C'est déjà le quarantième documentaire de Wiseman et sans doute un de ceux qui brasse le plus large, en posant sa caméra dans tout un quartier du Queens en périphérie de New York ayant conservé ses racines inter-communautaires et échappé à la gentrification de Brooklyn ou Staten Island. L'aïeul du doc passe donc d'une soirée dans un bar latino gay à une découpe de poulets hallal en toute décontraction en passant par une soirée d'anniversaire de vieux où on s'éclate sur la danse des canards. In Jackson Heights se figure le parfait carrefour ethnique, religieux et culturel entre juifs, musulmans, catholiques, gay et même trans.

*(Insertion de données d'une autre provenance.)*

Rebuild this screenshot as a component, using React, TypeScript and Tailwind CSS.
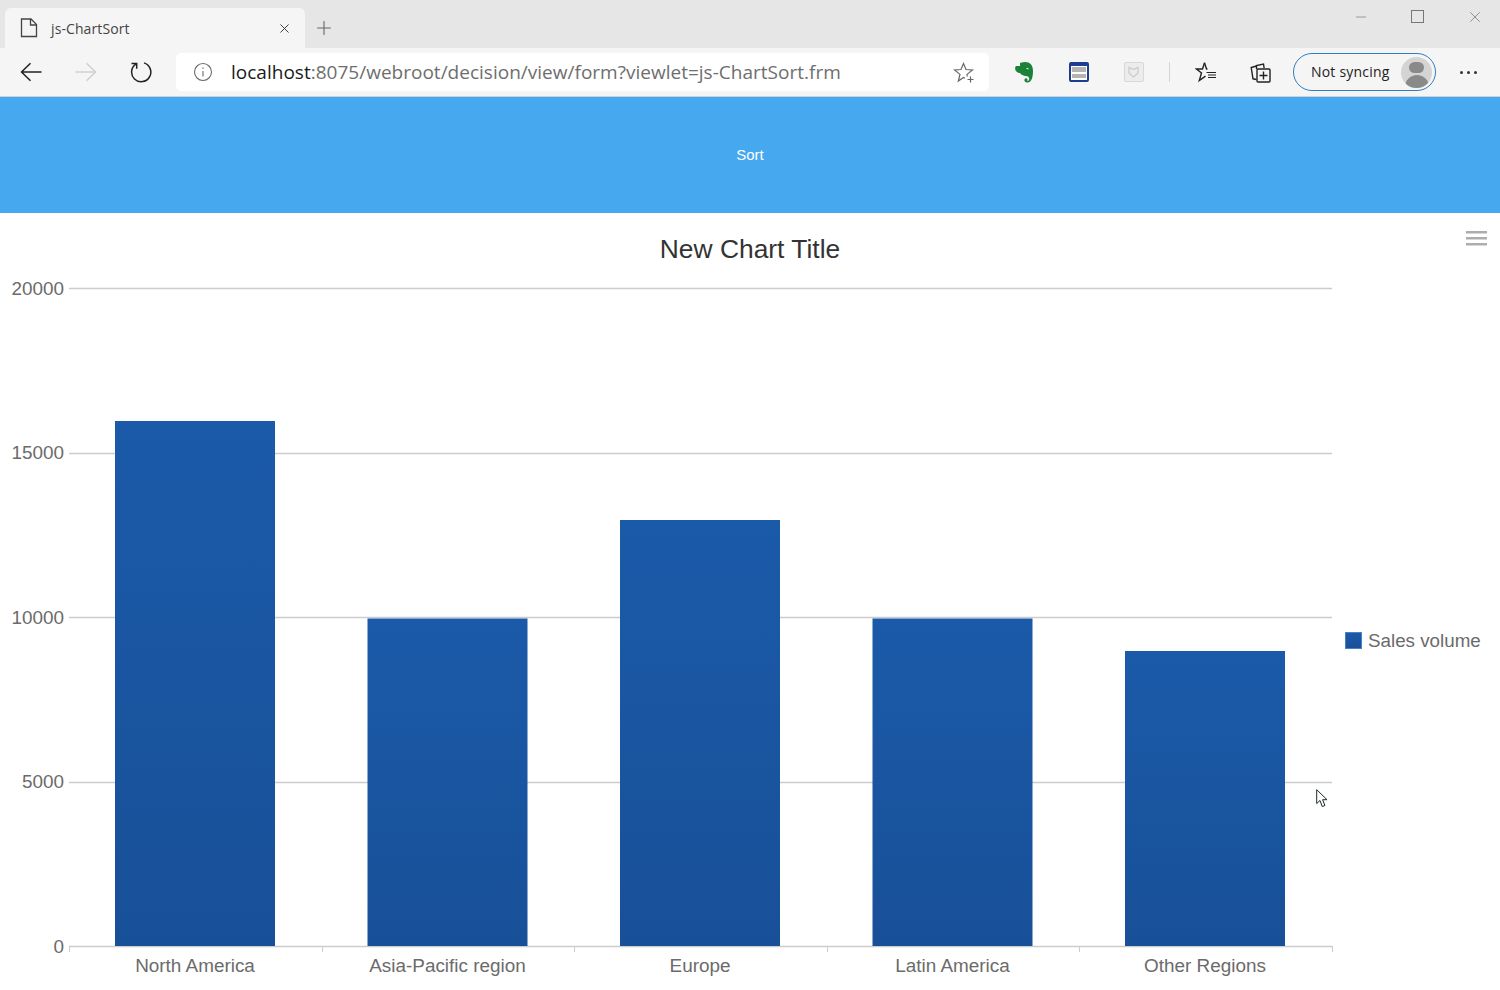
import { Minus, Plus, X } from "lucide-react"

const bars = [
  { name: "North America", x: 115, top: 421 },
  { name: "Asia-Pacific region", x: 367.5, top: 618.5 },
  { name: "Europe", x: 620, top: 520 },
  { name: "Latin America", x: 872.5, top: 618.5 },
  { name: "Other Regions", x: 1125, top: 651 },
]

const gridLines = [
  { label: "20000", y: 288.5, ty: 294.5 },
  { label: "15000", y: 453.5, ty: 458.5 },
  { label: "10000", y: 617.5, ty: 623.5 },
  { label: "5000", y: 782.5, ty: 787.5 },
  { label: "0", y: 946.5, ty: 952.5 },
]

const ticks = [69, 322, 574, 827, 1079, 1332]

function Toolbtn({ children }: { children: React.ReactNode }) {
  return <div className="w-[55px] h-[38px] flex items-center justify-center shrink-0">{children}</div>
}

function TabStrip() {
  return (
    <div className="h-[48px] bg-[#e6e6e6] flex items-start">
      <div className="ml-[5px] mt-[8px] w-[300px] h-[40px] bg-[#f5f5f5] rounded-t-[6px] flex items-center pl-[15px] pr-[13px]">
        <svg width="18" height="20" viewBox="0 0 18 20" fill="none" stroke="#444" strokeWidth="1.3">
          <path d="M1.5 1h9.5l5.5 5.5V18.5h-15z" />
          <path d="M10.5 1v6h6" />
        </svg>
        <span className="ml-[13px] text-[14px] text-[#444] font-['Open_Sans',sans-serif] tracking-[0.1px]">js-ChartSort</span>
        <X className="ml-auto" size={15} strokeWidth={1.5} color="#333" />
      </div>
      <div className="ml-[8px] mt-[8px] h-[40px] flex items-center">
        <Plus size={22} strokeWidth={1.2} color="#666" />
      </div>
      <div className="ml-auto -mr-[3px] flex items-center h-[33px]">
        <div className="w-[57px] flex justify-center">
          <Minus size={16} strokeWidth={1} color="#777" />
        </div>
        <div className="w-[57px] flex justify-center">
          <div className="w-[13px] h-[13px] border border-[#777]" />
        </div>
        <div className="w-[57px] flex justify-center">
          <X size={18} strokeWidth={1} color="#777" />
        </div>
      </div>
    </div>
  )
}

function BrowserIcons() {
  return (
    <>
      <Toolbtn>
        <svg width="18" height="21" viewBox="0 0 18 21" fill="#1b8238">
          <path d="M5 1C6 1 7 0 10 0c5 0 8 3 8 9 0 5-1 11-5 11.500-3 .4-4-1.500-3.500-3 .5-1.500 2.500-1.500 3-.1.200.6-.1 1.100-.6 1.100.8.600 2 .2 2.300-1 .5-2-1-3.300-3.200-3.500-2.500-.2-5-1-6-2.900-2 0-4.500-1.800-4.700-3.600C0 6 0 5 1 4h4z" />
          <path d="M11.500 6.500l2 .3" stroke="#fff" strokeWidth="1" fill="none" />
        </svg>
      </Toolbtn>
      <Toolbtn>
        <div className="w-[20px] h-[20px] rounded-[2px] border-[2px] border-t-[4px] border-[#1d3d8f] bg-white flex flex-col gap-[2px] p-px">
          <div className="h-[5px] bg-[#b4b4b4]" />
          <div className="h-[4px] bg-[#b4b4b4]" />
        </div>
      </Toolbtn>
      <Toolbtn>
        <div className="w-[20px] h-[20px] rounded-[2px] border border-[#d8d8d8] bg-[#ececec] flex items-center justify-center">
          <svg width="11" height="12" viewBox="0 0 11 12" fill="none" stroke="#cfcfcf" strokeWidth="1.5">
            <path d="M1 1.500l4.500 2 4.500-2V7L5.500 11 1 7z" />
          </svg>
        </div>
      </Toolbtn>
      <div className="w-[16px] flex justify-center">
        <div className="w-px h-[20px] bg-[#d4d4d4]" />
      </div>
      <div className="ml-px flex">
        <Toolbtn>
          <svg width="22" height="22" viewBox="0 0 22 22" fill="none" stroke="#222" strokeWidth="1.4">
            <path d="M9.500 1.800 7.500 8H1.500l5 4-2.200 7.500 6.200-4.300" />
            <path d="M9.500 1.800 11.500 8h1" />
            <path d="M11.500 11.500H21M13 14H21M13 16.500H21" strokeWidth="1.200" />
          </svg>
        </Toolbtn>
        <Toolbtn>
          <svg width="21" height="21" viewBox="0 0 21 21" fill="none" stroke="#222" strokeWidth="1.4">
            <path d="M6.500 7V3.500L13.500 2l.6 4" />
            <path d="M6.500 17.500 3 16.800 1.200 5.500 6.500 4" />
            <rect x="7" y="7" width="13" height="13" rx="1" />
            <path d="M13.500 9.500v8M9.500 13.500h8" />
          </svg>
        </Toolbtn>
      </div>
    </>
  )
}

function Toolbar() {
  return (
    <div className="h-[49px] bg-[#f5f5f5] border-b border-[#d0d0d0] flex items-start pt-[5px] pl-[3px] font-['Open_Sans',sans-serif]">
      <Toolbtn>
        <svg width="22" height="20" viewBox="0 0 22 20" fill="none" stroke="#222" strokeWidth="1.5">
          <path d="M21.500 10H1.500M10.500 1.200 1.500 10l9 8.800" />
        </svg>
      </Toolbtn>
      <Toolbtn>
        <svg width="22" height="20" viewBox="0 0 22 20" fill="none" stroke="#d0d0d0" strokeWidth="1.5">
          <path d="M.5 10h20M11.500 1.200l9 8.800-9 8.800" />
        </svg>
      </Toolbtn>
      <Toolbtn>
        <svg width="22" height="22" viewBox="0 0 22 22" fill="none" stroke="#222" strokeWidth="1.5">
          <path d="M6.200 2.900A9.600 9.600 0 1 0 14 1.900" />
          <path d="M6.700 7.800V2.500H1.500" />
        </svg>
      </Toolbtn>
      <div className="ml-[8px] w-[813px] h-[38px] bg-white rounded-[5px] flex items-center pl-[17px] pr-[14px]">
        <svg width="20" height="20" viewBox="0 0 20 20" fill="none" stroke="#6b6b6b" strokeWidth="1.1">
          <circle cx="10" cy="10" r="8.500" />
          <path d="M10 9v5.500M10 5.500v1.400" />
        </svg>
        <span className="ml-[18px] text-[19px] tracking-[0.01px] text-[#6e6e6e] whitespace-nowrap">
          <span className="text-[#1a1a1a]">localhost</span>:8075/webroot/decision/view/form?viewlet=js-ChartSort.frm
        </span>
        <svg className="ml-auto" width="22" height="22" viewBox="0 0 22 22" fill="none" stroke="#666" strokeWidth="1.2">
          <path d="M14.200 15.500 14 13.400 19.500 9 13 8.500 10.500 2.500 8 8.500 1.500 9 7 13.400 5.300 20 10.500 16.500 12 17.300" />
          <path d="M17.500 15.500v6M14.500 18.500h6" />
        </svg>
      </div>
      <div className="ml-[7px] flex items-center">
        <BrowserIcons />
        <div className="ml-[5px] w-[143px] h-[38px] rounded-[19px] border-[1.5px] border-[#2f7cc0] flex items-center pl-[17px] pr-[3px]">
          <span className="-mt-[2px] text-[14px] tracking-[0.2px] text-[#222] whitespace-nowrap">Not syncing</span>
          <div className="ml-auto w-[31px] h-[31px] rounded-full bg-[#d4d4d4] overflow-hidden flex flex-col items-center">
            <div className="mt-[5px] w-[15px] h-[15px] rounded-full bg-[#8a8a8a]" />
            <div className="mt-[2px] w-[24px] h-[16px] rounded-t-full bg-[#8a8a8a]" />
          </div>
        </div>
        <div className="ml-[5px]">
          <Toolbtn>
            <div className="flex gap-[4px]">
              <div className="w-[3px] h-[3px] rounded-full bg-[#333]" />
              <div className="w-[3px] h-[3px] rounded-full bg-[#333]" />
              <div className="w-[3px] h-[3px] rounded-full bg-[#333]" />
            </div>
          </Toolbtn>
        </div>
      </div>
    </div>
  )
}

// chart coordinates are page coordinates minus 213
function Chart() {
  const o = 213
  return (
    <svg width="1500" height="777" viewBox={`0 ${o} 1500 777`} className="block" fontFamily="'Liberation Sans', Arial, sans-serif">
      <defs>
        <linearGradient id="bar" x1="0" y1="0" x2="0" y2="1">
          <stop offset="0" stopColor="#1b5aa9" />
          <stop offset="1" stopColor="#185098" />
        </linearGradient>
      </defs>
      <text x="750" y="258" textAnchor="middle" fontSize="26.400" fill="#333">New Chart Title</text>
      <rect x="1466" y="231" width="21" height="2.500" fill="#adadad" />
      <rect x="1466" y="237" width="21" height="2.500" fill="#adadad" />
      <rect x="1466" y="243" width="21" height="2.500" fill="#adadad" />
      {gridLines.map((g) => (
        <g key={g.label}>
          <line x1="69" x2="1332" y1={g.y} y2={g.y} stroke="#ccc" strokeWidth="1.300" />
          <text x="64" y={g.ty} textAnchor="end" fontSize="18.900" fill="#6b6b6b">{g.label}</text>
        </g>
      ))}
      {ticks.map((t) => (
        <line key={t} x1={t + 0.5} x2={t + 0.5} y1="946" y2="952" stroke="#ccc" />
      ))}
      {bars.map((b) => (
        <g key={b.name}>
          <rect x={b.x} y={b.top} width="160" height={946 - b.top} fill="url(#bar)" />
          <text x={b.x + 80} y="972" textAnchor="middle" fontSize="18.900" fill="#6b6b6b">{b.name}</text>
        </g>
      ))}
      <rect x="1345.500" y="632.500" width="16" height="16" fill="url(#bar)" stroke="#4a80c4" />
      <text x="1368" y="647" fontSize="18.800" fill="#6b6b6b">Sales volume</text>
    </svg>
  )
}

export default function App() {
  return (
    <div className="relative w-[1500px] h-[990px] overflow-hidden bg-white">
      <TabStrip />
      <Toolbar />
      <div className="h-[116px] bg-[#46a8ee] flex items-center justify-center">
        <span className="text-[15px] text-white font-['Liberation_Sans',sans-serif]">Sort</span>
      </div>
      <Chart />
      {/* mouse pointer caught in the capture */}
      <svg className="absolute left-[1316px] top-[789px]" width="14" height="20" viewBox="0 0 14 20" fill="white" stroke="#1c2a20" strokeWidth="1">
        <path d="M.7.7V14.500l3.300-3 2.200 6 2.700-1-2.300-5.800h4.400z" />
      </svg>
    </div>
  )
}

On pourrait accuser Wiseman de se disperser en prenant un sujet aussi vaste plutôt qu'un lieu qu'il aurait parcouru de fond en comble comme à son habitude mais c'est aussi ce qui empêche son film de tomber dans les pièges de la méthode ou de la formule, et in Jackson Heights parait finalement précieux comme territoire de paix, d'assimilation et d'intégration, avec ces tranches de vie du coq à l'âne comme autant de micro-fictions.
4/6

Auteur:  Zad [ 08 Sep 2015, 06:38 ]
Sujet du message:  Re: In Jackson Heights (Frederick Wiseman - 2015)

Bon, Sophie Dulac le sortira en France je suppose ?

Auteur:  Lohmann [ 02 Avr 2016, 16:32 ]
Sujet du message:  Re: In Jackson Heights (Frederick Wiseman - 2015)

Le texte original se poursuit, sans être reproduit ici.